If call recording is relevant to your business (for sales teams, customer support, or booking-based businesses), you may also want to align your internal settings with the rules discussed in business call recording laws.
8) Working With Clients And Public-Facing Conduct
Many small businesses have team members meeting clients on video, taking calls, or sending communications that represent the brand.
Your WFH policy can set expectations around:
- Professional conduct on calls (including video background and attire, if relevant)
- Where client calls can be taken (eg not in public places)
- Use of company email accounts and signatures
- How to escalate client complaints or issues
This section is especially important if you operate in regulated industries or handle sensitive client matters.

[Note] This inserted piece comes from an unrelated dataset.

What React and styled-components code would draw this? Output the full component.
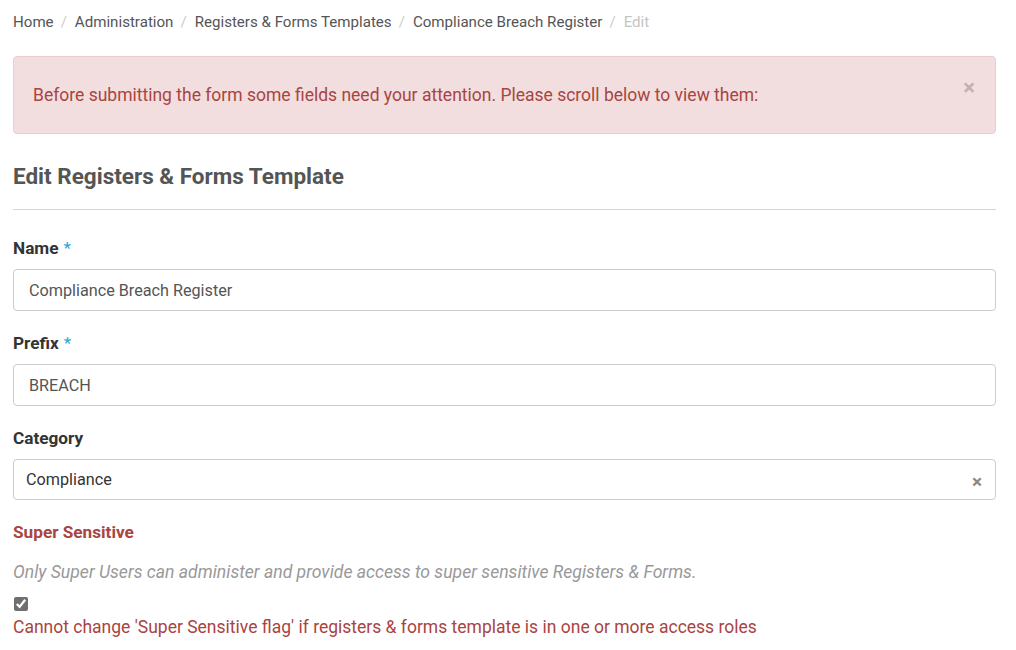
import React, { useState } from 'react'
import styled, { createGlobalStyle } from 'styled-components'

const Global = createGlobalStyle`
  body {
    margin: 0;
    background: #ffffff;
    font-family: Roboto, "Liberation Sans", sans-serif;
    color: #333333;
  }
  * { box-sizing: border-box; }
`

const Page = styled.div`
  padding: 11px 20px 0 13px;
`

const Crumbs = styled.ol`
  display: flex;
  list-style: none;
  margin: 0;
  padding: 0;
  font-size: 15.1px;
  line-height: 23px;
  color: #555555;

  li + li::before {
    content: '/';
    color: #cccccc;
    padding: 0 8px 0 7px;
  }
`

const Crumb = styled.li`
  color: ${p => (p.active ? '#c4c4c4' : '#555555')};
`

const Alert = styled.div`
  display: flex;
  justify-content: space-between;
  align-items: flex-start;
  margin-top: 22px;
  padding: 26px 20px 26px 19px;
  background: #f2dede;
  border: 1px solid #ebccd1;
  border-radius: 4px;
  color: #a94442;
  font-size: 17.5px;
  line-height: 24px;
`

const Close = styled.button`
  border: 0;
  background: none;
  padding: 0;
  margin-top: -6px;
  font-family: inherit;
  font-size: 22px;
  font-weight: 700;
  color: #000;
  opacity: 0.2;
  line-height: 22px;
  cursor: pointer;
`

const Title = styled.h2`
  margin: 27px 0 0;
  padding-bottom: 18px;
  border-bottom: 1px solid #d6d6d6;
  font-size: 22.5px;
  line-height: 30px;
  font-weight: 700;
  color: #555555;
`

const Group = styled.div`
  margin-top: ${p => p.top || 20}px;
`

const Label = styled.label`
  display: block;
  font-size: 17.2px;
  line-height: 24px;
  font-weight: 700;
  color: ${p => (p.error ? '#a94442' : '#333333')};
  margin-bottom: 9px;
`

const Star = styled.span`
  color: #2aa9d8;
  font-weight: 400;
  margin-left: 5px;
`

const Input = styled.input`
  display: block;
  width: 100%;
  height: 42px;
  padding: 0 15px;
  border: 1px solid #cccccc;
  border-radius: 4px;
  font-family: inherit;
  font-size: 16.2px;
  color: #555555;
  outline: none;
`

const Select = styled.div`
  display: flex;
  align-items: center;
  justify-content: space-between;
  height: 41px;
  padding: 0 13px 0 12px;
  border: 1px solid #cccccc;
  border-radius: 4px;
  font-size: 16.2px;
  color: #333333;
`

const Clear = styled.span`
  font-size: 19px;
  font-weight: 700;
  color: #888888;
  line-height: 1;
  margin-top: 3px;
`

const Help = styled.p`
  margin: 16px 0 0;
  font-size: 17.6px;
  line-height: 24px;
  font-style: italic;
  color: #999999;
`

const Check = styled.input`
  display: block;
  width: 14px;
  height: 14px;
  margin: 13px 0 0 1px;
  accent-color: #6f6f6f;
`

const ErrorText = styled.div`
  font-size: 17.5px;
  line-height: 24px;
  color: #a94442;
  margin-top: 4px;
`

const App = () => {
  const [form, setForm] = useState({
    name: 'Compliance Breach Register',
    prefix: 'BREACH',
    sensitive: true,
  })
  const [alertOpen, setAlertOpen] = useState(true)

  const handleChange = ev => {
    const { name, value, type, checked } = ev.target
    setForm(prev => ({ ...prev, [name]: type === 'checkbox' ? checked : value }))
  }

  return (
    <>
      <Global />
      <Page>
        <Crumbs>
          <Crumb>Home</Crumb>
          <Crumb>Administration</Crumb>
          <Crumb>Registers &amp; Forms Templates</Crumb>
          <Crumb>Compliance Breach Register</Crumb>
          <Crumb active>Edit</Crumb>
        </Crumbs>

        {alertOpen && (
          <Alert>
            <span>Before submitting the form some fields need your attention. Please scroll below to view them:</span>
            <Close type="button" onClick={() => setAlertOpen(false)}>×</Close>
          </Alert>
        )}

        <Title>Edit Registers &amp; Forms Template</Title>

        <Group top={26}>
          <Label>Name<Star>*</Star></Label>
          <Input type="text" name="name" value={form.name} onChange={handleChange} />
        </Group>

        <Group>
          <Label>Prefix<Star>*</Star></Label>
          <Input type="text" name="prefix" value={form.prefix} onChange={handleChange} />
        </Group>

        <Group>
          <Label>Category</Label>
          <Select>
            <span>Compliance</span>
            <Clear>×</Clear>
          </Select>
        </Group>

        <Group>
          <Label error>Super Sensitive</Label>
          <Help>Only Super Users can administer and provide access to super sensitive Registers &amp; Forms.</Help>
          <Check type="checkbox" name="sensitive" checked={form.sensitive} onChange={handleChange} />
          <ErrorText>Cannot change 'Super Sensitive flag' if registers &amp; forms template is in one or more access roles</ErrorText>
        </Group>
      </Page>
    </>
  )
}

export default App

Common Mistakes To Avoid When Using A Work From Home Policy Template
A template is a great starting point - but templates can create risk if they’re copied and pasted without thinking through your business operations.
Here are the mistakes we see most often from small businesses.
Using A “One Size Fits All” Policy For Different Roles
Not every role can work from home to the same extent. For example:
- A customer support role may need strict coverage hours
- A developer role may be output-based with flexible timing
- A finance role may need tighter controls for confidentiality
If your policy is too generic, it can set unrealistic expectations - or create resentment if some roles get flexibility and others don’t, without an explained reason.
Not Addressing The Practicalities Of Equipment And IT Support
If someone’s laptop breaks, what happens next? Do they bring it into the office? Do you courier a replacement? Do they use a personal device temporarily?
If your policy doesn’t answer these questions, the default becomes “we’ll figure it out later” - which often means downtime, security risks, and frustration on both sides.
Accidentally Creating Contractual Promises
This is a subtle one: if your WFH policy uses language like “you will always be entitled to work from home” or “the business must approve WFH requests,” you may be locking yourself into commitments you didn’t intend.
Generally, policies should preserve flexibility for your business while still being fair and clear. It can also help to state that the policy is a guide only, does not form part of an employee’s contract, and may be changed from time to time (as appropriate and with notice where needed). This is especially important as your business grows and your operating needs change.
Forgetting Confidentiality And Data Security
For many businesses, the biggest WFH risk is not productivity - it’s information leakage. If an employee works in a shared household, uses an unsecured network, or prints documents at home, a lot can go wrong quickly.
Your policy should be specific about acceptable work environments and device/security controls, and it should link back to your broader employment documentation.
How To Implement Your Work From Home Policy (So People Actually Follow It)
Even the best work from home policy template won’t help if it sits in a folder no one reads. Implementation is where small businesses can make remote work sustainable.
Roll It Out Like A Business Process (Not Just A Document)
When you introduce your WFH policy, make sure you:
- Explain why you’re introducing it (clarity, safety, consistency - not mistrust)
- Walk the team through key expectations
- Give people a chance to ask questions
- Confirm where the policy lives and how updates are communicated
Align It With Your Employment Contracts And Other Policies
Your WFH policy should “match” your other documents. For example, if your employment contracts set specific working hours, your WFH policy should not contradict them.
If you don’t already have clear employment paperwork in place, it’s worth putting that foundation down first, including a tailored Employment Contract for full-time and part-time employees, or a casual-specific agreement where relevant.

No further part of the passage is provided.